The Move into the Second Tier

The move towards 2-tier systems was born from the desire to share data between multiple applications installed on different machines. To do this, a separate database server machine was required. Figure 1.2 shows how this is achieved. The application now consists of presentation and business logic. Data is accessed by connecting to a database on another machine. Any changes to the Data Access logic should not affect the Presentation or Business logic in the application.

As indicated by Figure 1.2, splitting out Data Access Logic into a second tier keeps the data access independent and can deliver a certain amount of scalability and flexibility within the system.

The advantage of having the Data Access Logic split into a separate physical environment means that not only can data be shared, but any changes to the data access logic are localized in that second tier. In fact, the whole of the second tier could be replaced with a different database and different code as long as the interface between the two tiers remained the same.

This provides an alternative way of looking at the program logic. Each part of the logic from the monolithic system could be regarded as a separate layer.

The logical division into layers of functionality can be based on the different responsibilities of parts of the code, namely,

• Presentation Logic— This dictates how the user interacts with the application and how information is presented.

• Business Logic— This houses the core of the application, namely the rules governing the business process (or any other functionality) embedded in the application.

• Data Access Logic— This governs the connection to any datasources used by the application (typically databases) and the provision of data from those datasources to the business logic.

So, we have two tiers in Figure 1.2 with two logical layers. The Presentation and Business Logic layers are still lumped together as one piece of potentially monolithic code.

Consequences of the 2-Tier Design

One of the central problems faced by application developers using the type of architecture shown in Figure 1.2 was that the client is still full of business code and it still needs to know details about the location of its data sources. Because there is such a concentration of functionality on the client, this type of client is generally termed a thick client. Thick clients usually need to be updated whenever the application changes.

Because the users of a thick client application have much of the application code installed on their local systems, there is a need to install fresh copies of the updated application when changes are made. This presents a serious manageability issue in terms of roll out and version control. Also, it is not always practical to use a thick client, because the application user may not want to install code on his or her machine to use a particular application. Similarly, the application provider may not want to provide code containing its business logic to relatively unknown third parties, even if it is pre-compiled.

Another issue with the use of thick clients relates to data access. The need to provide access to the back-end data for all clients of the application severely limits the reach and scalability of the application.

In addition to these inherent problems, many applications written with tools aimed at the two-tier environment still had all of their code in a single executable module. This increased maintenance headaches because there was a need to update the program design and implementation if any changes are required to any part of the system. With the advent of the Internet, there was a movement to separate Business logic from the user interface.
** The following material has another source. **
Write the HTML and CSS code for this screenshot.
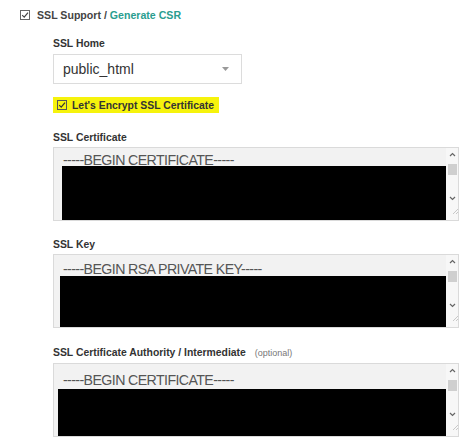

Internet users, or more precisely Web users, need to access applications without installing new code on their machines. In fact, they want to be able to use the same client application—a Web browser—to access all of the different applications they encounter on the Web. Because the application logic associated with a thick client is no longer resident on the user's machine, this type of client is known as a thin client. The implication is that all of the “bulk” of the application has been moved into another tier. When a Web browser is used as a thin client, the application code will be run on the Web servers with which the browser communicates (or on other machines with which the Web servers communicate). The presentation tier logic for such an application must generate Hypertext Markup Language (HTML) rather than manipulate graphical elements on a GUI screen.

All of this has a serious implication for 2-tier systems. If a 2-tier system is to be adapted for use on the Internet, the thick client part that contains the business logic and the presentation logic must be re-written to run on a Web server. This will then mean that there are two copies of the business logic—one housed in the original thick client and the other housed in the Web-based version of the application. This is a nightmare in maintenance terms because any changes or updates must be made in both places. More decoupling is required to improve the manageability and maintainability of the application.

The decoupling of application logic by introducing additional tiers, as started with the two-tier system shown in Figure 1.2, can be continued with the separation of the Business and Presentation Logic. By housing the separated Business Logic in another tier, the thick client suddenly becomes thinner, as Figure 1.3 shows.

The Presentation Logic is now separated into its own layer in its own tier. This means that different types of Presentation Logic, such as HTML-based and GUI-based user interface code, can all access the same Business Logic on the middle tier.

This 3-tier model has become the de-facto architecture for Web-based business systems. The separation into layers makes systems more flexible so that parts can be changed independently. An example of this would be creating a presentation layer specifically targeted at mobile devices. Given the separation of business and presentation functionality, this should not require any changes to the business of Data Access logic. The separation into separate physical tiers provides the opportunity to inject enhanced scalability and availability by replicating machines and software at the different tiers.

With the logic now separated into layers, it is far easier to write code that is tailored to its particular task. For example, because the Presentation logic is now housed in its own physical and logical layer, such code can be written by a developer who is skilled in this particular area. Developers who are skilled in the use of Java Web components, such as servlets (see Day 12, “Servlets”) and Java Server Pages (JSPs) (see Day 13, “JavaServer Pages”) can write the code for this layer. These developers do not need to know about the technologies used in the business or data access code.